How does the controversy affect DMK and AIADMK?

Explainer Decoding the methane exploration controversy in Cauvery delta
news TN2016 Tuesday, May 10, 2016 - 15:55

Tamil Nadu Chief Minister J Jayalalithaa attacked the DMK for allowing methane extraction in the rice-bowl region of Cauvery delta, at a rally in Thanjavur, ahead of the upcoming state elections. With just a week to go for the elections, the AIADMK has been using the methane exploration controversy as the central theme of their campaigning in the delta region. What is this controversy all about? How does the controversy affect DMK and AIADMK? The News Minute explains it to you...

What was the deal?

In July 2009, the UPA II government entered into a production-sharing agreement with Noida-based Great Eastern Energy Cooperation Ltd (GEECL). The agreement dealt with permission to extract methane gas, from the coal-beds of the Cauvery delta, using the hydraulic fracturing method. The DMK-government, which was in power in 2011, granted permission to the company to extract methane from the delta-region for four years.
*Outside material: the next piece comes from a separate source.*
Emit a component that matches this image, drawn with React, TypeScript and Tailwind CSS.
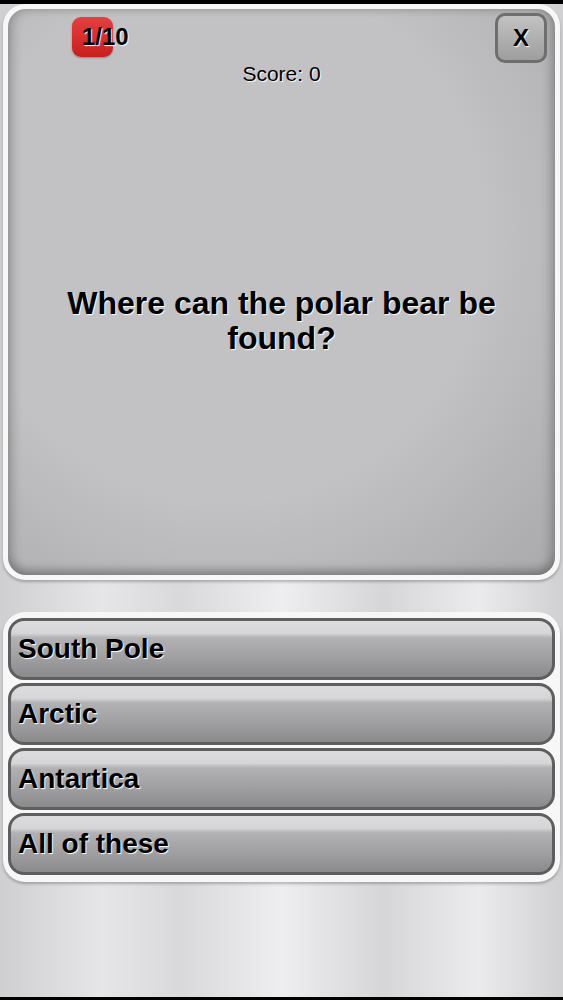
const answers = ["South Pole", "Arctic", "Antartica", "All of these"];

const font = { fontFamily: '"Liberation Sans", Arial, sans-serif' };

export default function App() {
  return (
    <div className="flex h-[1000px] w-full flex-col bg-black" style={font}>
      <div className="h-[4px]" />
      <div className="relative flex flex-1 flex-col bg-[linear-gradient(90deg,#cfcfd1_0%,#e6e6e8_18%,#d9d9db_32%,#eeeef0_50%,#d6d6d8_68%,#ebebed_85%,#d0d0d2_100%)] px-[3px]">
        {/* question panel */}
        <div className="h-[576px] rounded-[22px] bg-[#f7f7f7] p-[5px] shadow-[0_2px_3px_rgba(0,0,0,0.25)]">
          <div className="relative h-full rounded-[18px] bg-[radial-gradient(ellipse_at_40%_40%,#c2c1c3_55%,#a9a8aa_100%)] shadow-[inset_0_-6px_10px_rgba(0,0,0,0.2),inset_-6px_0_10px_rgba(0,0,0,0.12),inset_6px_0_10px_rgba(0,0,0,0.12)]">
            <div className="absolute left-[64px] top-[8px] h-[40px] w-[41px] rounded-[9px] bg-[linear-gradient(180deg,#e34040,#c91e1e)] shadow-[0_1px_2px_rgba(0,0,0,0.3)]" />
            <div className="absolute left-[74px] top-[14px] text-[24px] font-bold leading-[28px] text-black [text-shadow:1px_1px_1px_#fff]">
              1/10
            </div>
            <button className="absolute right-[8px] top-[4px] flex h-[50px] w-[52px] items-center justify-center rounded-[10px] border-[3px] border-[#6e6e6e] bg-[linear-gradient(180deg,#c2c2c2,#9e9e9e)] text-[24px] font-bold text-black [text-shadow:1px_1px_1px_#fff]">
              X
            </button>
            <div className="pt-[53px] text-center text-[21px] leading-[24px] text-black [text-shadow:1px_1px_1px_#fff]">
              Score: 0
            </div>
            <div className="mt-[200px] px-[30px] text-center text-[32px] font-bold leading-[35px] text-black [text-shadow:1px_1px_1px_#fff]">
              Where can the polar bear be found?
            </div>
          </div>
        </div>

        {/* answers */}
        <div className="mt-[32px] flex flex-col gap-[3px] rounded-[22px] bg-[#f7f7f7] px-[5px] pb-[7px] pt-[6px] shadow-[0_2px_3px_rgba(0,0,0,0.25)]">
          {answers.map((a) => (
            <button
              key={a}
              className="flex h-[62px] items-center rounded-[16px] border-[3px] border-[#5e5e5e] bg-[linear-gradient(180deg,#dcdbdd_0%,#d6d5d7_22%,#b2b1b3_30%,#9d9c9e_70%,#8a898b_100%)] pl-[7px] text-left text-[28px] font-bold text-black [text-shadow:1px_1px_1px_#fff]"
            >
              {a}
            </button>
          ))}
        </div>
        <div className="flex-1" />
      </div>
      <div className="h-[3px]" />
    </div>
  );
}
Why was the exploration controversial?

The GEECL had received licenses from the then DMK government to extract methane in the delta region of Thanjavur and Thiruvarur districts, both occupying important positions in the rice bowl map of India, and Tamil Nadu in particular. Farmers, supported by environmentalists and sustainable development experts, protested against the proposal as it would result in industrial exploitation and affect agricultural activities thereby impacting their livelihood.
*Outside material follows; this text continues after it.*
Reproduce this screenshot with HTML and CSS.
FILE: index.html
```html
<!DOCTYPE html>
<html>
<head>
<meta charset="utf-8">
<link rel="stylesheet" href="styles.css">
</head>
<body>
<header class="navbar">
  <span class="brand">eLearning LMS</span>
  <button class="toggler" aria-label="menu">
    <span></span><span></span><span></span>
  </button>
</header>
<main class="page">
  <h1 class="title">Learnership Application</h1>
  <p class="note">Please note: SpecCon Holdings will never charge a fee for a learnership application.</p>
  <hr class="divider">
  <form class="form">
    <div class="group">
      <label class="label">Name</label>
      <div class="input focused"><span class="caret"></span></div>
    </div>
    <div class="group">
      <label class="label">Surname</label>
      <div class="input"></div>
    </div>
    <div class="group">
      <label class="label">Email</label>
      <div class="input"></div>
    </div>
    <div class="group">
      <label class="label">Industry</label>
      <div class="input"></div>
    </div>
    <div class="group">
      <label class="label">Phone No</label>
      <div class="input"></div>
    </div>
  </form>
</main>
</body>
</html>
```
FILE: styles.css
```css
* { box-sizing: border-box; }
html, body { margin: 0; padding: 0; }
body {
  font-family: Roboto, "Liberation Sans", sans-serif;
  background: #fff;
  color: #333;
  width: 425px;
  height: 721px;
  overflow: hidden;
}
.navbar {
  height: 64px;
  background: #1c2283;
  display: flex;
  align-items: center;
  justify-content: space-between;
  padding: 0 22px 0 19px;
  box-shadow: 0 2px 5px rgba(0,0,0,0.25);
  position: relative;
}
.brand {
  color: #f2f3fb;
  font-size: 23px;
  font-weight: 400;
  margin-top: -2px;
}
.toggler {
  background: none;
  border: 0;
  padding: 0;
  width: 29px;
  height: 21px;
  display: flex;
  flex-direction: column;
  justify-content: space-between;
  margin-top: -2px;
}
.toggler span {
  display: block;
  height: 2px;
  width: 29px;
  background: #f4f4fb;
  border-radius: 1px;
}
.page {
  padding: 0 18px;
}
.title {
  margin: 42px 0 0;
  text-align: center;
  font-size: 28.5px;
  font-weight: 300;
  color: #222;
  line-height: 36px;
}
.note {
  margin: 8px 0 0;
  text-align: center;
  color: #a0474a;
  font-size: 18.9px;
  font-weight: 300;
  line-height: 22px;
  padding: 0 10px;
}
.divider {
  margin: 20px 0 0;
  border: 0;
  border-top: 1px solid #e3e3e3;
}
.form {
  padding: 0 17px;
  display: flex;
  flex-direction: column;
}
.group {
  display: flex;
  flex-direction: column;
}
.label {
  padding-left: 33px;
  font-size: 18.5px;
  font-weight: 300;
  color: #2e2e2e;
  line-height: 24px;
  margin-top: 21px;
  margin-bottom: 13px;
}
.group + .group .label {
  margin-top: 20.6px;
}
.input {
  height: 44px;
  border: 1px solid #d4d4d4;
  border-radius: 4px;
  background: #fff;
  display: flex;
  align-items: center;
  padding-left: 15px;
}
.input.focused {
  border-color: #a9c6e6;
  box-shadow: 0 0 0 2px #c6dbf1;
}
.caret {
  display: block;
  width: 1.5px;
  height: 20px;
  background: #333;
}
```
When did the protest against exploration grow louder?

By December 2011, Tamil Nadu had witnessed a change in government with AIADMK supremo Jayalalithaa coming to power. Environmental activists along with farmers from the Cauvery region started staging public protests in the Thanjavur region during that time.

How did the Jayalalithaa government react?
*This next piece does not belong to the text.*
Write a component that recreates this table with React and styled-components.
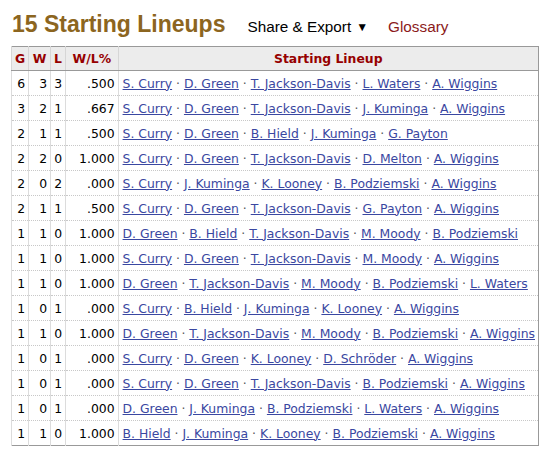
import React from "react";
import styled, { createGlobalStyle } from "styled-components";

const Global = createGlobalStyle`
  html, body { margin: 0; padding: 0; background: #fff; }
  body { font-family: "DejaVu Sans", Verdana, sans-serif; }
`;

const Page = styled.div`
  padding: 12px 0 0 11px;
`;

const TitleBar = styled.div`
  display: flex;
  align-items: baseline;
  height: 34px;
  padding-left: 1px;
`;

const Title = styled.h2`
  margin: 0;
  font-family: "Liberation Sans", Arial, sans-serif;
  font-weight: bold;
  font-size: 23px;
  line-height: 24px;
  color: #8c6520;
`;

const MenuItem = styled.span`
  font-family: "Liberation Sans", Arial, sans-serif;
  font-size: 15.3px;
  color: ${(p) => p.$color || "#000"};
  margin-left: ${(p) => p.$gap}px;
`;

const Caret = styled.span`
  font-size: 12px;
  margin-left: 5px;
  position: relative;
  top: -1px;
`;

const Table = styled.table`
  border-collapse: collapse;
  width: 528px;
  border: 1px solid #999;
  font-size: 12.4px;
  color: #000;
`;

const Th = styled.th`
  background: #ececec;
  color: #960000;
  font-weight: bold;
  height: 24px;
  padding: 0 3px;
  text-align: center;
  border-bottom: 1px solid #999;
  border-left: 1px solid #d6d6d6;
  width: ${(p) => (p.$w ? p.$w + "px" : "auto")};
  box-sizing: border-box;
  white-space: nowrap;
`;

const Td = styled.td`
  height: 24px;
  padding: 0 3px 0 ${(p) => (p.$left ? "4px" : "3px")};
  text-align: ${(p) => (p.$left ? "left" : "right")};
  border-left: 1px solid #dcdcdc;
  border-top: 1px dotted #c8c8c8;
  white-space: nowrap;
`;

const Link = styled.a`
  color: #3a47a1;
  text-decoration: underline;
`;

const Sep = styled.span`
  color: #555;
`;

const rows = [
  [6, 3, 3, ".500", "S. Curry|D. Green|T. Jackson-Davis|L. Waters|A. Wiggins"],
  [3, 2, 1, ".667", "S. Curry|D. Green|T. Jackson-Davis|J. Kuminga|A. Wiggins"],
  [2, 1, 1, ".500", "S. Curry|D. Green|B. Hield|J. Kuminga|G. Payton"],
  [2, 2, 0, "1.000", "S. Curry|D. Green|T. Jackson-Davis|D. Melton|A. Wiggins"],
  [2, 0, 2, ".000", "S. Curry|J. Kuminga|K. Looney|B. Podziemski|A. Wiggins"],
  [2, 1, 1, ".500", "S. Curry|D. Green|T. Jackson-Davis|G. Payton|A. Wiggins"],
  [1, 1, 0, "1.000", "D. Green|B. Hield|T. Jackson-Davis|M. Moody|B. Podziemski"],
  [1, 1, 0, "1.000", "S. Curry|D. Green|T. Jackson-Davis|M. Moody|A. Wiggins"],
  [1, 1, 0, "1.000", "D. Green|T. Jackson-Davis|M. Moody|B. Podziemski|L. Waters"],
  [1, 0, 1, ".000", "S. Curry|B. Hield|J. Kuminga|K. Looney|A. Wiggins"],
  [1, 1, 0, "1.000", "D. Green|T. Jackson-Davis|M. Moody|B. Podziemski|A. Wiggins"],
  [1, 0, 1, ".000", "S. Curry|D. Green|K. Looney|D. Schröder|A. Wiggins"],
  [1, 0, 1, ".000", "S. Curry|D. Green|T. Jackson-Davis|B. Podziemski|A. Wiggins"],
  [1, 0, 1, ".000", "D. Green|J. Kuminga|B. Podziemski|L. Waters|A. Wiggins"],
  [1, 1, 0, "1.000", "B. Hield|J. Kuminga|K. Looney|B. Podziemski|A. Wiggins"],
];

function Lineup({ text }) {
  const names = text.split("|");
  return names.map((n, i) => (
    <React.Fragment key={i}>
      {i > 0 && <Sep> · </Sep>}
      <Link href="#">{n}</Link>
    </React.Fragment>
  ));
}

export default function App() {
  return (
    <Page>
      <Global />
      <TitleBar>
        <Title>15 Starting Lineups</Title>
        <MenuItem $gap={22}>
          Share &amp; Export<Caret>▼</Caret>
        </MenuItem>
        <MenuItem $gap={20} $color="#8b1a1a">Glossary</MenuItem>
      </TitleBar>
      <Table>
        <thead>
          <tr>
            <Th $w={17}>G</Th>
            <Th $w={22}>W</Th>
            <Th $w={15}>L</Th>
            <Th $w={53}>W/L%</Th>
            <Th>Starting Lineup</Th>
          </tr>
        </thead>
        <tbody>
          {rows.map((r, i) => (
            <tr key={i}>
              <Td>{r[0]}</Td>
              <Td>{r[1]}</Td>
              <Td>{r[2]}</Td>
              <Td>{r[3]}</Td>
              <Td $left>
                <Lineup text={r[4]} />
              </Td>
            </tr>
          ))}
        </tbody>
      </Table>
    </Page>
  );
}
While a Central government agreement allowed GEECL to extract methane from the 667-square kilometer stretch of Mannargudi region, the company was awaiting the State government’s go-ahead. Acceding to the request of activists to let the MoU signed by the DMK lapse and based on suggestions made by an expert committee, the Jayalalithaa government ordered GEECL to suspend all their activities in the delta region with immediate effect in October 2013.

Whose side did the political parties take?

The DMK-Congress alliance, which was in power at both the Centre and state were the parties that signed the deal, and were conspicuously silent on the issue when the protests were unfolding. The AIADMK took a pro-farmer stance while Vaiko’s MDMK was at the forefront campaigning against the project.